Data supplied:
※ ※ ※
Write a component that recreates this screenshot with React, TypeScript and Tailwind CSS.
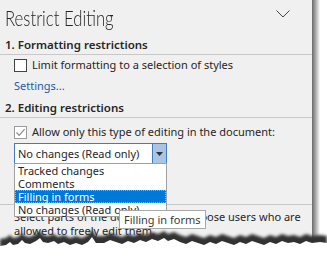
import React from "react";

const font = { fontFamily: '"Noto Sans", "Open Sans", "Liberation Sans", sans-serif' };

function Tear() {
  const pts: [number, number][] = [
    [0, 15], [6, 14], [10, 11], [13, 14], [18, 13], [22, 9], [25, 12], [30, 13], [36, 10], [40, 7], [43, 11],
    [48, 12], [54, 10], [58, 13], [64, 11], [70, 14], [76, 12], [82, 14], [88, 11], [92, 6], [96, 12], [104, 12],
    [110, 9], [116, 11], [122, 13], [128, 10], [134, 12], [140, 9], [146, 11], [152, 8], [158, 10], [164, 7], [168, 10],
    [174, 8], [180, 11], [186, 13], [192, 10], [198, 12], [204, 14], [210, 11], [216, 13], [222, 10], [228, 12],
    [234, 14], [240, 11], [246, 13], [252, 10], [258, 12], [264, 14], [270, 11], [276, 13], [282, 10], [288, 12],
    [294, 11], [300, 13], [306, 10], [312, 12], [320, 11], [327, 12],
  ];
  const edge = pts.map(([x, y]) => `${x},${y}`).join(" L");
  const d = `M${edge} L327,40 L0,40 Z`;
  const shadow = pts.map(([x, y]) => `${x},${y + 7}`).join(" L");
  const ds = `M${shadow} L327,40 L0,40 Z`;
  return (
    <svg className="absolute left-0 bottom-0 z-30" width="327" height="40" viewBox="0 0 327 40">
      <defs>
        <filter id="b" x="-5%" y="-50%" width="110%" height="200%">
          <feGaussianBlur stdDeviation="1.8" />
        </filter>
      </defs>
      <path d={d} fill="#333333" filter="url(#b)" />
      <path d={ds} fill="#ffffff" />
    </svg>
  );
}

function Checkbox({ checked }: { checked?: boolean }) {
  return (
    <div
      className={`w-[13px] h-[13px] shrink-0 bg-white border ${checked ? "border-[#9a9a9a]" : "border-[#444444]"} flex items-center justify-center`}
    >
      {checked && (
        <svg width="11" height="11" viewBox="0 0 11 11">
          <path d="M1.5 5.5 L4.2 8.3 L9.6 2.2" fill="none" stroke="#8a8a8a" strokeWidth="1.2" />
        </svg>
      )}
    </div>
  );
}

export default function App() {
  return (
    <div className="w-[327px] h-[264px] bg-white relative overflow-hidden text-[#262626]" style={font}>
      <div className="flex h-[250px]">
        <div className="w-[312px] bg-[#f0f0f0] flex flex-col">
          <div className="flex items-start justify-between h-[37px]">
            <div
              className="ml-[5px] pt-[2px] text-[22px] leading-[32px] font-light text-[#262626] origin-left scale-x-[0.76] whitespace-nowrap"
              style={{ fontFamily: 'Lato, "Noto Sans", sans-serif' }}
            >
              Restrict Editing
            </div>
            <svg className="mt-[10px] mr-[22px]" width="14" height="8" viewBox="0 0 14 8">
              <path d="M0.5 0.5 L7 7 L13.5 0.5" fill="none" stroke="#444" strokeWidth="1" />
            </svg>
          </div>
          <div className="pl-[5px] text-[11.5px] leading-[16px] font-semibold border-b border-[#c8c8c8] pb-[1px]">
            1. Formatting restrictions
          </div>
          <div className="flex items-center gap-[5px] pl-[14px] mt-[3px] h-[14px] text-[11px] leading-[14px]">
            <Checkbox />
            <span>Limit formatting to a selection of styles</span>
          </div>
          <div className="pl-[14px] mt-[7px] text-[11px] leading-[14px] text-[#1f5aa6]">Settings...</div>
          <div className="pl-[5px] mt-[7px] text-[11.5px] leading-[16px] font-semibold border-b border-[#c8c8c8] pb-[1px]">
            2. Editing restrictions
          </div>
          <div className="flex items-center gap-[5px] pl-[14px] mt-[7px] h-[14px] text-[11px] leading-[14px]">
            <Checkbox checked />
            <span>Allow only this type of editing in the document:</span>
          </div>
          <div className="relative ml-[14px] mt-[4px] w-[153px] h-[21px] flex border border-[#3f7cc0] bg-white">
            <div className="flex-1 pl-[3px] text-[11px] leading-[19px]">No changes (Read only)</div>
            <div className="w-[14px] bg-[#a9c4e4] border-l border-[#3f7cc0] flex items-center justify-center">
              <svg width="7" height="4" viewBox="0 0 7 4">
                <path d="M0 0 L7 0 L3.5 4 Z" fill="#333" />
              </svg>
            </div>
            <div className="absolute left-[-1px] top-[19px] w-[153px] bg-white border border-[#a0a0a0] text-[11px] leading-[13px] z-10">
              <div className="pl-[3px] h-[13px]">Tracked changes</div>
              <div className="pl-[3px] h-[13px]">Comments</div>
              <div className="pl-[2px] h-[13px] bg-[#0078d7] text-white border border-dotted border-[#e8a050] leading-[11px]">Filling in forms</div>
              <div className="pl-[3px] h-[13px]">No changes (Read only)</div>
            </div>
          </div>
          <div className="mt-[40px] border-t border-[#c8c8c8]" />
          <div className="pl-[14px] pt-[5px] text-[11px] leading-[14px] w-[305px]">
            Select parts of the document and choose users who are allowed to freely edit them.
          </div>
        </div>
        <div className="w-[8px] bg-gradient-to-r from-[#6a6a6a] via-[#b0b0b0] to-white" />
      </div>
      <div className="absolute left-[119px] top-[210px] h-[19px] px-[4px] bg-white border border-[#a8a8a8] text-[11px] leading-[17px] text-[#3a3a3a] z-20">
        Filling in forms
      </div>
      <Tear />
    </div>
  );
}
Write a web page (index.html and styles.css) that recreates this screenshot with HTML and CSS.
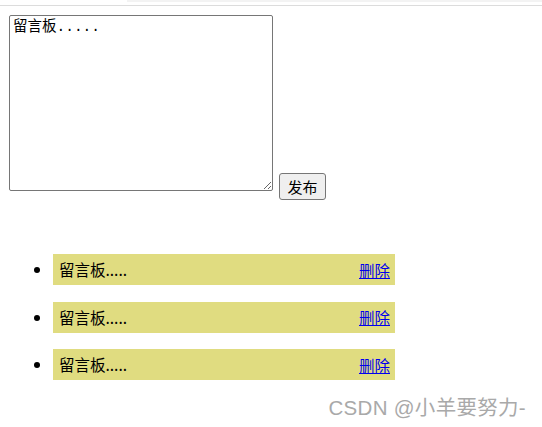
※ ※ ※
Stated task:
Leave out the pictures and transcribe everything else exactly.

Problem solution:
Write a component that recreates this screenshot with React, TypeScript and Tailwind CSS.
import React from "react";

const font = { fontFamily: '"Noto Sans", "Open Sans", "Liberation Sans", sans-serif' };

function Tear() {
  const pts: [number, number][] = [
    [0, 15], [6, 14], [10, 11], [13, 14], [18, 13], [22, 9], [25, 12], [30, 13], [36, 10], [40, 7], [43, 11],
    [48, 12], [54, 10], [58, 13], [64, 11], [70, 14], [76, 12], [82, 14], [88, 11], [92, 6], [96, 12], [104, 12],
    [110, 9], [116, 11], [122, 13], [128, 10], [134, 12], [140, 9], [146, 11], [152, 8], [158, 10], [164, 7], [168, 10],
    [174, 8], [180, 11], [186, 13], [192, 10], [198, 12], [204, 14], [210, 11], [216, 13], [222, 10], [228, 12],
    [234, 14], [240, 11], [246, 13], [252, 10], [258, 12], [264, 14], [270, 11], [276, 13], [282, 10], [288, 12],
    [294, 11], [300, 13], [306, 10], [312, 12], [320, 11], [327, 12],
  ];
  const edge = pts.map(([x, y]) => `${x},${y}`).join(" L");
  const d = `M${edge} L327,40 L0,40 Z`;
  const shadow = pts.map(([x, y]) => `${x},${y + 7}`).join(" L");
  const ds = `M${shadow} L327,40 L0,40 Z`;
  return (
    <svg className="absolute left-0 bottom-0 z-30" width="327" height="40" viewBox="0 0 327 40">
      <defs>
        <filter id="b" x="-5%" y="-50%" width="110%" height="200%">
          <feGaussianBlur stdDeviation="1.8" />
        </filter>
      </defs>
      <path d={d} fill="#333333" filter="url(#b)" />
      <path d={ds} fill="#ffffff" />
    </svg>
  );
}

function Checkbox({ checked }: { checked?: boolean }) {
  return (
    <div
      className={`w-[13px] h-[13px] shrink-0 bg-white border ${checked ? "border-[#9a9a9a]" : "border-[#444444]"} flex items-center justify-center`}
    >
      {checked && (
        <svg width="11" height="11" viewBox="0 0 11 11">
          <path d="M1.5 5.5 L4.2 8.3 L9.6 2.2" fill="none" stroke="#8a8a8a" strokeWidth="1.2" />
        </svg>
      )}
    </div>
  );
}

export default function App() {
  return (
    <div className="w-[327px] h-[264px] bg-white relative overflow-hidden text-[#262626]" style={font}>
      <div className="flex h-[250px]">
        <div className="w-[312px] bg-[#f0f0f0] flex flex-col">
          <div className="flex items-start justify-between h-[37px]">
            <div
              className="ml-[5px] pt-[2px] text-[22px] leading-[32px] font-light text-[#262626] origin-left scale-x-[0.76] whitespace-nowrap"
              style={{ fontFamily: 'Lato, "Noto Sans", sans-serif' }}
            >
              Restrict Editing
            </div>
            <svg className="mt-[10px] mr-[22px]" width="14" height="8" viewBox="0 0 14 8">
              <path d="M0.5 0.5 L7 7 L13.5 0.5" fill="none" stroke="#444" strokeWidth="1" />
            </svg>
          </div>
          <div className="pl-[5px] text-[11.5px] leading-[16px] font-semibold border-b border-[#c8c8c8] pb-[1px]">
            1. Formatting restrictions
          </div>
          <div className="flex items-center gap-[5px] pl-[14px] mt-[3px] h-[14px] text-[11px] leading-[14px]">
            <Checkbox />
            <span>Limit formatting to a selection of styles</span>
          </div>
          <div className="pl-[14px] mt-[7px] text-[11px] leading-[14px] text-[#1f5aa6]">Settings...</div>
          <div className="pl-[5px] mt-[7px] text-[11.5px] leading-[16px] font-semibold border-b border-[#c8c8c8] pb-[1px]">
            2. Editing restrictions
          </div>
          <div className="flex items-center gap-[5px] pl-[14px] mt-[7px] h-[14px] text-[11px] leading-[14px]">
            <Checkbox checked />
            <span>Allow only this type of editing in the document:</span>
          </div>
          <div className="relative ml-[14px] mt-[4px] w-[153px] h-[21px] flex border border-[#3f7cc0] bg-white">
            <div className="flex-1 pl-[3px] text-[11px] leading-[19px]">No changes (Read only)</div>
            <div className="w-[14px] bg-[#a9c4e4] border-l border-[#3f7cc0] flex items-center justify-center">
              <svg width="7" height="4" viewBox="0 0 7 4">
                <path d="M0 0 L7 0 L3.5 4 Z" fill="#333" />
              </svg>
            </div>
            <div className="absolute left-[-1px] top-[19px] w-[153px] bg-white border border-[#a0a0a0] text-[11px] leading-[13px] z-10">
              <div className="pl-[3px] h-[13px]">Tracked changes</div>
              <div className="pl-[3px] h-[13px]">Comments</div>
              <div className="pl-[2px] h-[13px] bg-[#0078d7] text-white border border-dotted border-[#e8a050] leading-[11px]">Filling in forms</div>
              <div className="pl-[3px] h-[13px]">No changes (Read only)</div>
            </div>
          </div>
          <div className="mt-[40px] border-t border-[#c8c8c8]" />
          <div className="pl-[14px] pt-[5px] text-[11px] leading-[14px] w-[305px]">
            Select parts of the document and choose users who are allowed to freely edit them.
          </div>
        </div>
        <div className="w-[8px] bg-gradient-to-r from-[#6a6a6a] via-[#b0b0b0] to-white" />
      </div>
      <div className="absolute left-[119px] top-[210px] h-[19px] px-[4px] bg-white border border-[#a8a8a8] text-[11px] leading-[17px] text-[#3a3a3a] z-20">
        Filling in forms
      </div>
      <Tear />
    </div>
  );
}
Write a web page (index.html and styles.css) that recreates this screenshot with HTML and CSS.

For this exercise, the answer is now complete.